In Ontario, public schools test all grade 4 students to see if they should be identified as "exceptional", which includes things like autism, giftedness, speech impairments, as well as other physical or learning disabilities. We became familiar with this process when Ryan was identified as gifted three years ago. He continued at Allan A. Greenleaf public school (where he had been since kindergarten) for grade five, but we found he was "coasting" and not trying very hard. He just wasn't that engaged. We decided to move him to a special class for gifted children (at a different school), and he's been there for two years and doing pretty well.

Nicky just finished grade four at Greenleaf, and we received his test results about a month ago – he is also gifted. (Warning: proud daddy bragging ahead) In the Visual Comprehension test, the school VP said that Nicky's score was in the 99.9th percentile "or even higher" across the entire Hamilton-Wentworth district school board. This means that on average, of every thousand kids that took the test, at most one of them scored higher than Nicky. (OK, bragging all done.) We talked to his teacher and the learning resource teacher, and they both thought the gifted class would be the best place for Nicky. We agreed, and requested that he be moved there. They offered him a spot and since Greenleaf doesn't have a gifted class (which is why Ryan moved), Nicky will be attending Dundas Central public school in the fall. For the first time since 2003, we will have no children attending Greenleaf next year.


When Ryan started kindergarten at Greenleaf back in the fall of 2003, Gail decided she wanted to know more about the school and the community so she went out to a couple of school council meetings. You don't need to join the council to attend the meetings so she didn't actually join, just observed. The next year, she decided to join the council and at the first meeting agreed to be "co-chair". The school had had co-chairs for several years and it seemed to be working fine, so they continued having two. She was co-chair the next year as well, and then in the third year, the guy who had been the other co-chair left because his kids had all moved on to high school. Someone else stepped up as co-chair for one year but after that Gail just did it herself, and has ever since. This past year was the eighth year that Gail has been chair or co-chair of the school council at Greenleaf. She knows all the teachers and staff on a first-name basis and is involved in just about every fundraiser and event that the school puts on.

The school has "free family movie night" once a month, where kids and their families and friends can come to the school on a Friday night and watch a movie. The school council sells popcorn and drinks and it's a pretty popular event. That was Gail's brainchild. Every February, the school holds a spaghetti dinner and silent auction, which is very popular and raises thousands of dollars for the school. Gail helped create that as well and until this past year when she was busy with her own studies, she co-ordinated the event every year. Make no mistake, Gail had lots of help from other parents and members of the council, and I've been volun-told myself on numerous occasions when she needed help, but nobody has done more for the Greenleaf community over the past eight years than Gail has. All the teachers love her, and if I had a nickel for every time one of them told me how great she was or how lucky I was, I'd be a wealthy man indeed.

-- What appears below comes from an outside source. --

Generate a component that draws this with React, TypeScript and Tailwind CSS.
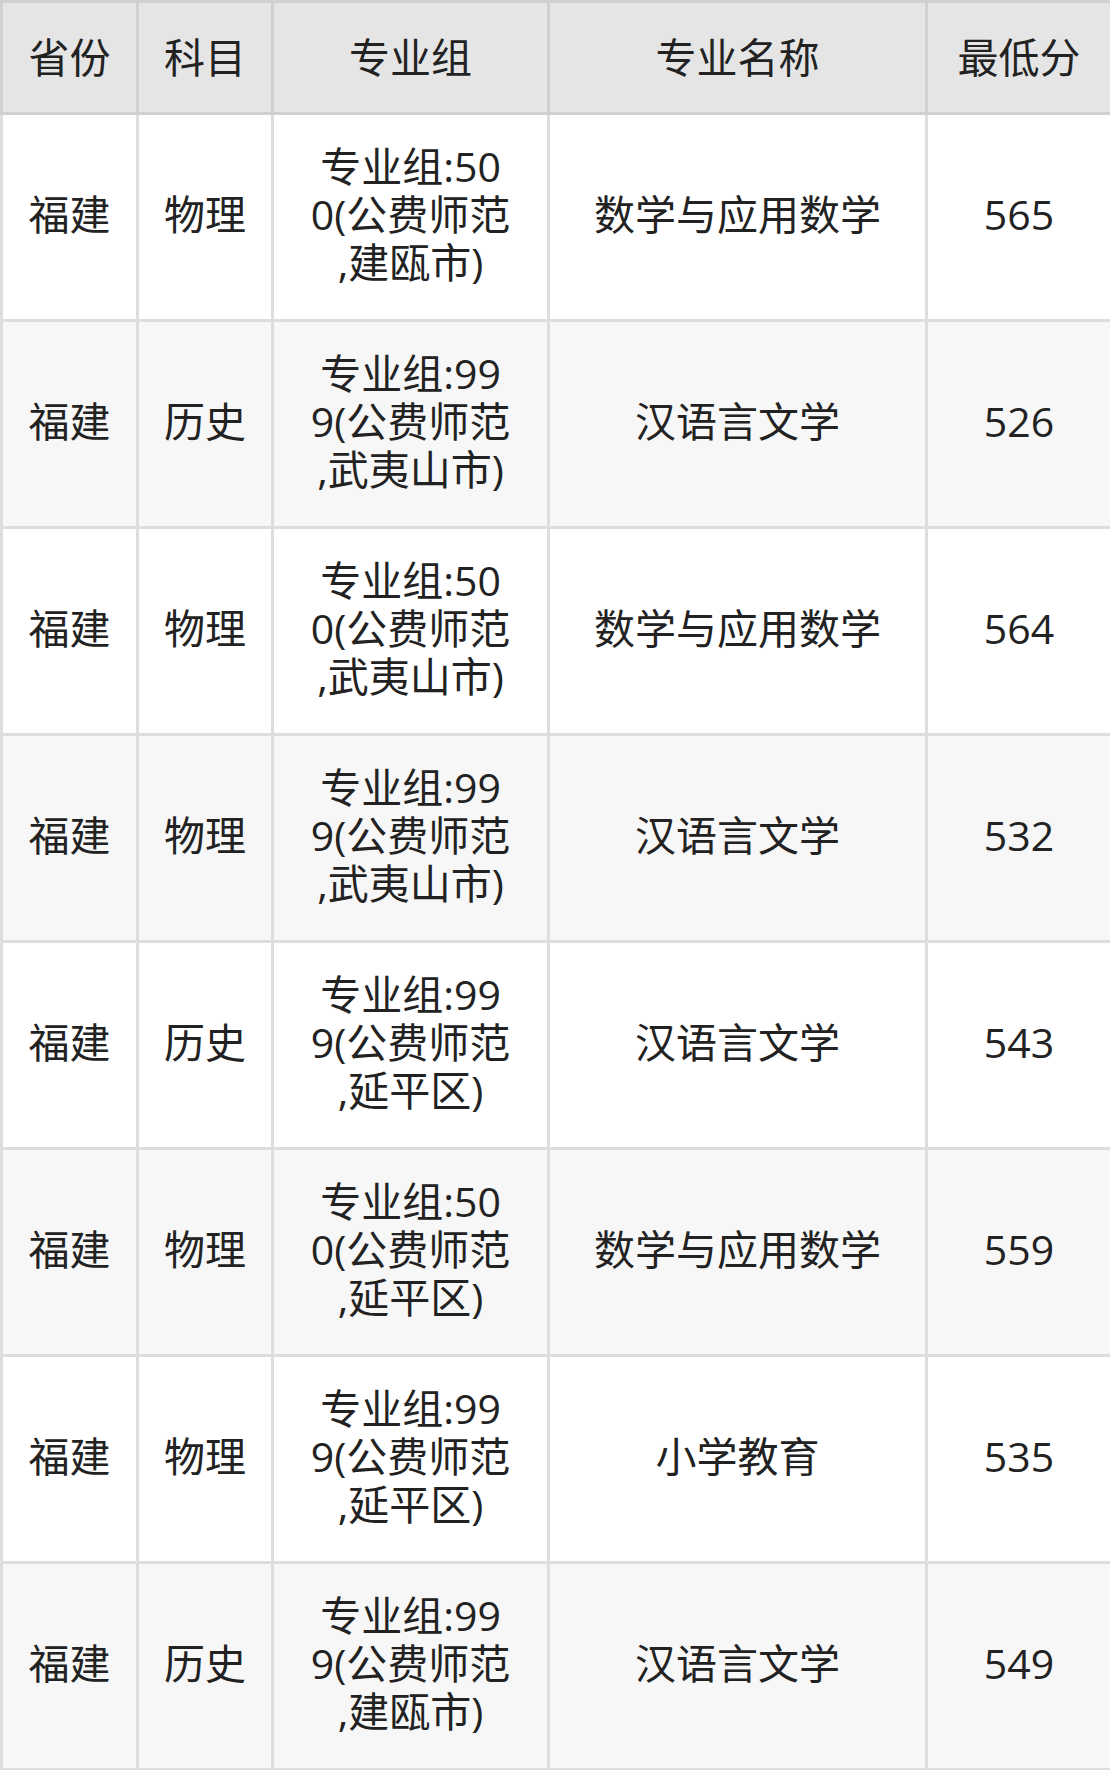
const rows = [
  { prov: "福建", subj: "物理", group: ["专业组:50", "0(公费师范", ",建瓯市)"], major: "数学与应用数学", score: 565 },
  { prov: "福建", subj: "历史", group: ["专业组:99", "9(公费师范", ",武夷山市)"], major: "汉语言文学", score: 526 },
  { prov: "福建", subj: "物理", group: ["专业组:50", "0(公费师范", ",武夷山市)"], major: "数学与应用数学", score: 564 },
  { prov: "福建", subj: "物理", group: ["专业组:99", "9(公费师范", ",武夷山市)"], major: "汉语言文学", score: 532 },
  { prov: "福建", subj: "历史", group: ["专业组:99", "9(公费师范", ",延平区)"], major: "汉语言文学", score: 543 },
  { prov: "福建", subj: "物理", group: ["专业组:50", "0(公费师范", ",延平区)"], major: "数学与应用数学", score: 559 },
  { prov: "福建", subj: "物理", group: ["专业组:99", "9(公费师范", ",延平区)"], major: "小学教育", score: 535 },
  { prov: "福建", subj: "历史", group: ["专业组:99", "9(公费师范", ",建瓯市)"], major: "汉语言文学", score: 549 },
];

const headers = ["省份", "科目", "专业组", "专业名称", "最低分"];

const cell = "border-[3px] border-[#dddddd] pb-[6px] text-center";

export default function App() {
  return (
    <div
      className="w-[1110px] bg-white text-[#222]"
      style={{ fontFamily: '"Open Sans", "Noto Sans CJK SC", sans-serif' }}
    >
      <table className="w-full table-fixed border-collapse text-[41px] leading-[48px]">
        <colgroup>
          <col className="w-[136px]" />
          <col className="w-[135px]" />
          <col className="w-[276px]" />
          <col className="w-[378px]" />
          <col className="w-[185px]" />
        </colgroup>
        <thead>
          <tr className="h-[112px] bg-[#e5e5e5]">
            {headers.map((h) => (
              <th key={h} className="border-[3px] border-[#d0d0d0] pb-[2px] text-center font-normal">
                {h}
              </th>
            ))}
          </tr>
        </thead>
        <tbody>
          {rows.map((r, i) => (
            <tr key={i} className={i % 2 === 1 ? "h-[207px] bg-[#f7f7f7]" : "h-[207px] bg-white"}>
              <td className={cell}>{r.prov}</td>
              <td className={cell}>{r.subj}</td>
              <td className={cell}>
                {r.group.map((line, j) => (
                  <div key={j} className="whitespace-nowrap">
                    {line}
                  </div>
                ))}
              </td>
              <td className={cell}>{r.major}</td>
              <td className={cell}>{r.score}</td>
            </tr>
          ))}
        </tbody>
      </table>
    </div>
  );
}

In the words of Bill Cosby, I told you those stories to tell you this one.

On the second-last day of school this year, the librarian at Greenleaf (Nirogi) called Gail and asked her if she would come to the final assembly of the year the next morning. Gail knew that something was up, since parents don't usually go to the end-of-school assembly. But we also knew that this would be the last day we had kids at Greenleaf, and they would likely be doing something to say goodbye to Gail. We were right. They did a little thing for each of the five or six teachers that were leaving, and then they brought Gail up. A grade eight girl who has been involved with the student council also got up and read some stuff about how much Gail has done for the school, how much they appreciate everything she's done, and how the school won't be the same without her. After much applause from the teachers and students, Gail got up and said a few unscripted thank-yous through tears.

But the best part is that in Gail's honour, the school will be planting a purple-leaf sandcherry tree behind the school in the fall. Nirogi knew how much we like the sandcherry in front of our house, so that's what she picked to plant for Gail. She didn't even know that we had had to take ours down.

As much as we're excited about the new opportunities awaiting Nicky next year in his new school, we're very sad that we're leaving the Greenleaf community. But the fact that for the next however-many years there will be a tree at the school that was planted for Gail is supremely cool. We may not have kids at the school anymore, and I don't know if there'll be a plaque or anything near the tree with her name on it, but we'll know. And every now and again we'll stop in at the school for no other reason than to see Gail's tree.